Problem to solve >>
Write out every line below that includes the word "index".

___ Available data

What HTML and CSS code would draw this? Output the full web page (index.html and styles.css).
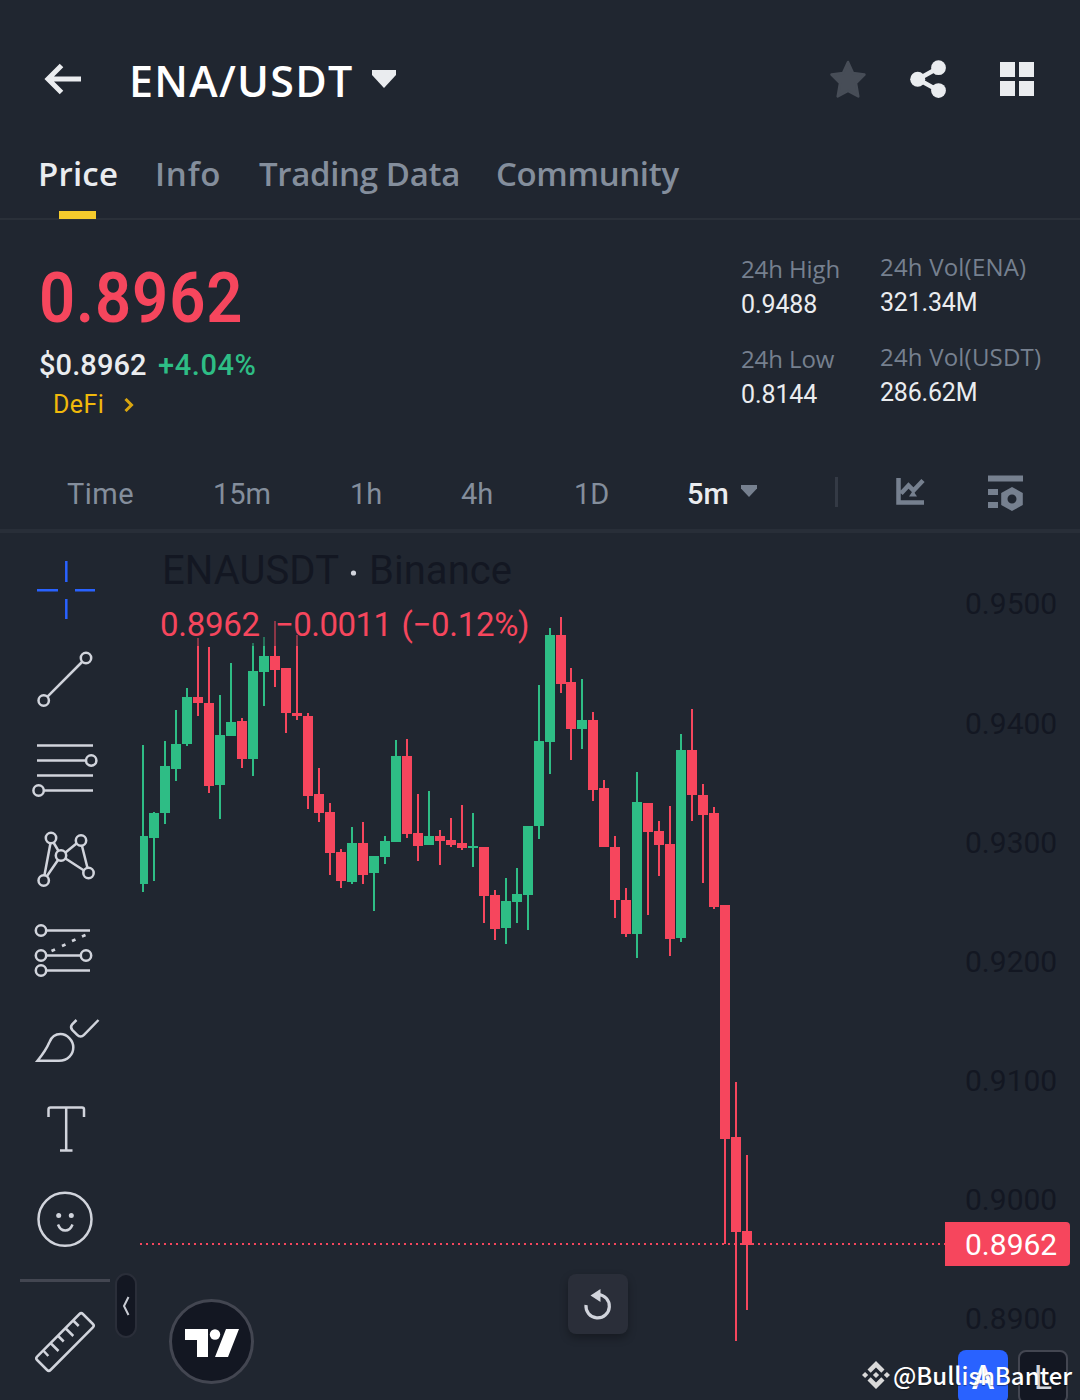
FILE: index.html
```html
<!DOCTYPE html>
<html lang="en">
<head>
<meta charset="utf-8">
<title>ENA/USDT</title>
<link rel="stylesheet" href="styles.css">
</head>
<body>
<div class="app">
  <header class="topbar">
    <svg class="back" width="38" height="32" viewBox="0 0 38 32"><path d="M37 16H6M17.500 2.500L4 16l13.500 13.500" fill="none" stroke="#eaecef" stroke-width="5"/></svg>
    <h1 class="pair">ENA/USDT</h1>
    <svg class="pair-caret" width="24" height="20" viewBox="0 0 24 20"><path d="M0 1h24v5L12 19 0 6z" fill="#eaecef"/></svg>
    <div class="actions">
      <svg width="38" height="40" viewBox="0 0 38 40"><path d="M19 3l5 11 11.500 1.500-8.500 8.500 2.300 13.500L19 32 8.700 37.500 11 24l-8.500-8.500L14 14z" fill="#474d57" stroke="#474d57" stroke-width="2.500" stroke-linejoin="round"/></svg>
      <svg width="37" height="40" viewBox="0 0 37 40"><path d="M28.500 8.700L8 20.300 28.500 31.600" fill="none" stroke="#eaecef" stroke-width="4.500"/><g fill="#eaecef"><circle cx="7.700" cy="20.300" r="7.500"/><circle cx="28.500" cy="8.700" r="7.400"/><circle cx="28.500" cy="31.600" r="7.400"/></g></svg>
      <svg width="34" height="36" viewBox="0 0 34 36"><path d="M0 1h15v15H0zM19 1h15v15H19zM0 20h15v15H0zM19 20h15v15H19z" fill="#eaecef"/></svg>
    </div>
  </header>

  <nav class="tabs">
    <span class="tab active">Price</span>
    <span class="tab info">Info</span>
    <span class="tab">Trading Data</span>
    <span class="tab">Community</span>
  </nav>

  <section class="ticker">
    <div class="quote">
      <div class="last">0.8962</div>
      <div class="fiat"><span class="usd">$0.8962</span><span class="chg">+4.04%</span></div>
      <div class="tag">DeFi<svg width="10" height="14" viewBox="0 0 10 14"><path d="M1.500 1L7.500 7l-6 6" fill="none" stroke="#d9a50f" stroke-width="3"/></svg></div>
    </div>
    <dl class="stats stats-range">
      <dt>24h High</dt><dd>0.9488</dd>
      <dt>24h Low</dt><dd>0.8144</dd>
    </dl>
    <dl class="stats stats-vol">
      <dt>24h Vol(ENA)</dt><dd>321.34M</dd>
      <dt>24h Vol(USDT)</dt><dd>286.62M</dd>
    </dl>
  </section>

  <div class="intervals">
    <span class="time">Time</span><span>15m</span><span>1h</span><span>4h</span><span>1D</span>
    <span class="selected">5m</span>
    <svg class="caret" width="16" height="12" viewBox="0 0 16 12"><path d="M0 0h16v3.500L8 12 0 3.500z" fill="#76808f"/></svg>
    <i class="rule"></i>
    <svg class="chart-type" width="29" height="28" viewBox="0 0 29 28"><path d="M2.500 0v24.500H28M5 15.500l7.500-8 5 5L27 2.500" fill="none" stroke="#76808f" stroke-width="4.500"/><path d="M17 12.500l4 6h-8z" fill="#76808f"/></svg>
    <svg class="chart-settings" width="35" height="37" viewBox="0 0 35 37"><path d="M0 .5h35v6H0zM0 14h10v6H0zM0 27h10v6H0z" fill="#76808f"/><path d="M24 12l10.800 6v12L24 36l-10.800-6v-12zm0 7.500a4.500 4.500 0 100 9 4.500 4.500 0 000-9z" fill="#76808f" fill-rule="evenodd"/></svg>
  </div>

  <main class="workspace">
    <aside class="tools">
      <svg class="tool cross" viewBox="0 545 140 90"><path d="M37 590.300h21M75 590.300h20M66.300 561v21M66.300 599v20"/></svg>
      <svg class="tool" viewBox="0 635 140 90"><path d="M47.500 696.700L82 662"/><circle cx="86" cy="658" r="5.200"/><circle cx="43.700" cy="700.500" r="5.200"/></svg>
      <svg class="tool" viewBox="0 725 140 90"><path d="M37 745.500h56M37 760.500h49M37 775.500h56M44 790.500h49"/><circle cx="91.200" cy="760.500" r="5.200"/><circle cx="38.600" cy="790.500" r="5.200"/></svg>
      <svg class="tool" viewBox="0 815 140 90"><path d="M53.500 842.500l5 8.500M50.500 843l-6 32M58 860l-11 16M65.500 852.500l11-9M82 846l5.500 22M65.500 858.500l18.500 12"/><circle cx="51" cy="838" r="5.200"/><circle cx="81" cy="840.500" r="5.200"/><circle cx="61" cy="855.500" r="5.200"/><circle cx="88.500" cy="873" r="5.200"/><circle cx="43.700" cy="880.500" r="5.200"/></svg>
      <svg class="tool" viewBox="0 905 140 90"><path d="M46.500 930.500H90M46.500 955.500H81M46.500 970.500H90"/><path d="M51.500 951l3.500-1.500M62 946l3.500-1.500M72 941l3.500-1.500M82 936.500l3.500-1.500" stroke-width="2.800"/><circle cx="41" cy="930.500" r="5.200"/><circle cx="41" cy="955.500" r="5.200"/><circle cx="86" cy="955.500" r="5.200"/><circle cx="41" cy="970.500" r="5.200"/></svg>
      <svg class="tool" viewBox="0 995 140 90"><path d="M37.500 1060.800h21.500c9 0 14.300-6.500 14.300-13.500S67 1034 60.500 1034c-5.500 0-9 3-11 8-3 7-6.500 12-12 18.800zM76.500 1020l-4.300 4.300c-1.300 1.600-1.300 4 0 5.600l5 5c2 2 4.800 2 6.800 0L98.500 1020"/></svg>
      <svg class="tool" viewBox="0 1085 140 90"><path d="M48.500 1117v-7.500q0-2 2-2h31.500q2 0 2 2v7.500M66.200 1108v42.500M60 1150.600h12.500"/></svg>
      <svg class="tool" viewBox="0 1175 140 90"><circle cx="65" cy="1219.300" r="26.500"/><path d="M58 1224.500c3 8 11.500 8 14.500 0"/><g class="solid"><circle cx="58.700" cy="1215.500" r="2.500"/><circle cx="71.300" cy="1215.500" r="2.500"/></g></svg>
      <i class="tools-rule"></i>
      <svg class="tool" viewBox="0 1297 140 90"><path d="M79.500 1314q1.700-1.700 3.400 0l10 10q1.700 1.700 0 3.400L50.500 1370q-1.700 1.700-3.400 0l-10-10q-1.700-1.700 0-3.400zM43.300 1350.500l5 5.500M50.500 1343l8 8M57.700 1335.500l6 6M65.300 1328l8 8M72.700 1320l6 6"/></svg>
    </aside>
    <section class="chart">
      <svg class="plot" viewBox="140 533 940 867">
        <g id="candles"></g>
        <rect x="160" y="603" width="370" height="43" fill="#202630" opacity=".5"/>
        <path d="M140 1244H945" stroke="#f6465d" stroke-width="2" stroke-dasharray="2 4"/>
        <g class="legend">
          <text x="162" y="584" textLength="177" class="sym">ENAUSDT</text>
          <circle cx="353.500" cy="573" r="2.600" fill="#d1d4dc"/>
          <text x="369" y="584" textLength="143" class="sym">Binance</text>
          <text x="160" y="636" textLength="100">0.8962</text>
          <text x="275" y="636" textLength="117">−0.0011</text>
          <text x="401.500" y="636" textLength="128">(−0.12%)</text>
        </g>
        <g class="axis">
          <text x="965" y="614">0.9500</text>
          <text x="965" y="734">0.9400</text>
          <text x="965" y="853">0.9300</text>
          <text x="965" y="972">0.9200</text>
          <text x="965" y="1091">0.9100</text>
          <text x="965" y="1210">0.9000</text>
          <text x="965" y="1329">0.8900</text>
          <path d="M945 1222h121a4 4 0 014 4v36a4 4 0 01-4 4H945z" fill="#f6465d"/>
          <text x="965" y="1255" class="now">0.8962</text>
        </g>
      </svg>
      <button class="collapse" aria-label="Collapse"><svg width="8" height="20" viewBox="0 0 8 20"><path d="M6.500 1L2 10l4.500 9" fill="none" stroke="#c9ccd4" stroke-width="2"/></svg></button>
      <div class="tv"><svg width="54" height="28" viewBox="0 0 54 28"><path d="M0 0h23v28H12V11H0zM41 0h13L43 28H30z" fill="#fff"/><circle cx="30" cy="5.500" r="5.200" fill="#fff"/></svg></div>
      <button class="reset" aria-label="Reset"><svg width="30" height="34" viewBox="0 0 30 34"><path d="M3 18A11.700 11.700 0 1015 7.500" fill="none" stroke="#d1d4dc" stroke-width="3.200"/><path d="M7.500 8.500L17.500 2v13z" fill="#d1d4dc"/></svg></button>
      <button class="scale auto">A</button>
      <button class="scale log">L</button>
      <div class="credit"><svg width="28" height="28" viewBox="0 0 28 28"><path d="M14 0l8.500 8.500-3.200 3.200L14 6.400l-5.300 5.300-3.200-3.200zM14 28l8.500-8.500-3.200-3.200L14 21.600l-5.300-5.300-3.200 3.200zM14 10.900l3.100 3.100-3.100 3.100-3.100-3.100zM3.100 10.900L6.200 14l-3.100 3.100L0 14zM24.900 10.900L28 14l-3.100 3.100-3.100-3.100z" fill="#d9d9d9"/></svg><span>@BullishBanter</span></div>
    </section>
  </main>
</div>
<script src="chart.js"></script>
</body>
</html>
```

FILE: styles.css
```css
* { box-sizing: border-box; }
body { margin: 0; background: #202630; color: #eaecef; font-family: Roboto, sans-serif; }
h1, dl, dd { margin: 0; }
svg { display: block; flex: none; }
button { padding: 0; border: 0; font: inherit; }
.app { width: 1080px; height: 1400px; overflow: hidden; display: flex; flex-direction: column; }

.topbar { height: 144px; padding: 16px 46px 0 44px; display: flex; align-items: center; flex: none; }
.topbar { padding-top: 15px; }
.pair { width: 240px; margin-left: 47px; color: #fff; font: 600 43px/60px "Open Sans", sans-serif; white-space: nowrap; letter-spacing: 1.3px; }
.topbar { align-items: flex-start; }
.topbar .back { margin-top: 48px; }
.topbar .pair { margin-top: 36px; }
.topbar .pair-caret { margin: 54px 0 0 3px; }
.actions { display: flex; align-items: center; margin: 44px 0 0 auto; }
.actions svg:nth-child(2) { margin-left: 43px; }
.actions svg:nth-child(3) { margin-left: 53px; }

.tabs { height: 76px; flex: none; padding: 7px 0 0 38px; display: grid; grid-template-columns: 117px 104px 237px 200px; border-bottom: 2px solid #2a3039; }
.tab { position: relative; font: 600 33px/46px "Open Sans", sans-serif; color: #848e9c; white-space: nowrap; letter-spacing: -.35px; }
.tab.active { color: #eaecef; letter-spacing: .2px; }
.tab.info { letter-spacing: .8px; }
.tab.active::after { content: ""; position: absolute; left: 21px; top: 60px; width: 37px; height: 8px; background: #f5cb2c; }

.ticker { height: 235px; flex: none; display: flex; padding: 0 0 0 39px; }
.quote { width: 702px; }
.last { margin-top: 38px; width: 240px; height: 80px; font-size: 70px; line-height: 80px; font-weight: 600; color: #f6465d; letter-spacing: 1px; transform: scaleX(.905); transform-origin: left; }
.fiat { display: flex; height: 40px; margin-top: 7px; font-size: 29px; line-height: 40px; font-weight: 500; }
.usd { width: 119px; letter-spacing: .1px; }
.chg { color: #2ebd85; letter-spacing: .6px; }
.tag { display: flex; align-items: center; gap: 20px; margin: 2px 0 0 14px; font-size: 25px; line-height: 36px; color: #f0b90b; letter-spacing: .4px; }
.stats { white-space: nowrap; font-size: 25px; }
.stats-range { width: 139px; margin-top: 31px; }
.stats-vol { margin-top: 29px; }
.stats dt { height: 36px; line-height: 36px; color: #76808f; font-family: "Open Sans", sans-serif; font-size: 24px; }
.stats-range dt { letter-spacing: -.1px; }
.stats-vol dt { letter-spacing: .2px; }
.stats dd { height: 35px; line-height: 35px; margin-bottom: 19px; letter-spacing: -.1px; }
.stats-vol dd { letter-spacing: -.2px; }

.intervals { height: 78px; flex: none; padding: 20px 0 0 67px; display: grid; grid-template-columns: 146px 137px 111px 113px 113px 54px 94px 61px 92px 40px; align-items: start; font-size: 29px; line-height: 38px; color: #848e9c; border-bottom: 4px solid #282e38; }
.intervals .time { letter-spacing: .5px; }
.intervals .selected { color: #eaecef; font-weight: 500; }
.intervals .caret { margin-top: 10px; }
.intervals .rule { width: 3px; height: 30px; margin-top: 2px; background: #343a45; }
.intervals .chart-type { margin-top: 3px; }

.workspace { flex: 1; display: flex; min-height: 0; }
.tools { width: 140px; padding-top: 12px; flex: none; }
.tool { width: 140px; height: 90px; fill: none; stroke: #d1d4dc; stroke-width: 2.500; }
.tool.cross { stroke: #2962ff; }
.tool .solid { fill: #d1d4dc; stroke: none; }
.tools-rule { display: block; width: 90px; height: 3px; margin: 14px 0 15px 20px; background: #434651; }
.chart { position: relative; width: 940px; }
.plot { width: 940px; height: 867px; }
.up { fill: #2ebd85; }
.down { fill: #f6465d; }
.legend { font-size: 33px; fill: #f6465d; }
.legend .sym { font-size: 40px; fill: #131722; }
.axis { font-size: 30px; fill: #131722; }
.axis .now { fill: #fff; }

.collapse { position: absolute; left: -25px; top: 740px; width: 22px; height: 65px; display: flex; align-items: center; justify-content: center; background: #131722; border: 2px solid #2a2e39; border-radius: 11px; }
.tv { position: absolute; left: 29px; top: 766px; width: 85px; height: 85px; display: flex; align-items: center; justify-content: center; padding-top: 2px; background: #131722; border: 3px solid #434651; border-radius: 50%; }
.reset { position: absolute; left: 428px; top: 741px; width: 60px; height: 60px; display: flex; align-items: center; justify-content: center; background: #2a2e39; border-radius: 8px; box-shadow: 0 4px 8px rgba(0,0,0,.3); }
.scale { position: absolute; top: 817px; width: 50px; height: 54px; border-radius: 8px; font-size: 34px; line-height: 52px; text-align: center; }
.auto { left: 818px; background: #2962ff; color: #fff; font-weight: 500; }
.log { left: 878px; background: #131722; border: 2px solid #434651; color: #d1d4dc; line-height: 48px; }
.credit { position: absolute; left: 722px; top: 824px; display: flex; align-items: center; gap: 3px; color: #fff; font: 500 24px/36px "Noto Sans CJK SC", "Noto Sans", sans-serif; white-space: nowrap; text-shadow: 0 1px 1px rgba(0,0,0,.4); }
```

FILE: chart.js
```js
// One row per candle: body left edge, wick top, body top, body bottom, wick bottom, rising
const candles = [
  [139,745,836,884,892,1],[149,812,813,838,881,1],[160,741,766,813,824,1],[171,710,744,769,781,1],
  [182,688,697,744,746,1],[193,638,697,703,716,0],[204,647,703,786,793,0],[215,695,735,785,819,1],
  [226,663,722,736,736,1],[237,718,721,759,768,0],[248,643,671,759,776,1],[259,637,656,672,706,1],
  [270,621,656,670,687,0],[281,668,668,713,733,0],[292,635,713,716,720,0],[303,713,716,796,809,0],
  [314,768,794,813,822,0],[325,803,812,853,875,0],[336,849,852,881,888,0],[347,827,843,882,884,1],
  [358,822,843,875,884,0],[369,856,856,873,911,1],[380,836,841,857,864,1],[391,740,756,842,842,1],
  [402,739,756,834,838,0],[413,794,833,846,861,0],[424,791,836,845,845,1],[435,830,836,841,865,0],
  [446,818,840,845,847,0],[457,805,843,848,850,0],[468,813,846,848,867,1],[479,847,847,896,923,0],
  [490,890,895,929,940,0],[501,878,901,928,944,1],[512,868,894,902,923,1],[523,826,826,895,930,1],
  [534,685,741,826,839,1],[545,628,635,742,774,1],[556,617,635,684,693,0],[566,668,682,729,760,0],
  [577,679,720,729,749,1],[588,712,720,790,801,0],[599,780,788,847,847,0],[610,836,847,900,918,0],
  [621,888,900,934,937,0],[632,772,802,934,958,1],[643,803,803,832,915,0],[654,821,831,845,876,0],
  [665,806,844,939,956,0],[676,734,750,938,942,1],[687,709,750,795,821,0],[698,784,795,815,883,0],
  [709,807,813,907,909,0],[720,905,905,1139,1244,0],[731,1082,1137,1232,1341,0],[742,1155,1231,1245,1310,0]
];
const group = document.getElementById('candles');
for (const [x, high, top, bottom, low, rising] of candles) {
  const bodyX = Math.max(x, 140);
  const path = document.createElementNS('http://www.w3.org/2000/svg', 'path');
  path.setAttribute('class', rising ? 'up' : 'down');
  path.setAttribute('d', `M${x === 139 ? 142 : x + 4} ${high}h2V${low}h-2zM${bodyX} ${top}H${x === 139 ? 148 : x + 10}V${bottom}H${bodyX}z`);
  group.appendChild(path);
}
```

______

Final result >>
What HTML and CSS code would draw this? Output the full web page (index.html and styles.css).
FILE: index.html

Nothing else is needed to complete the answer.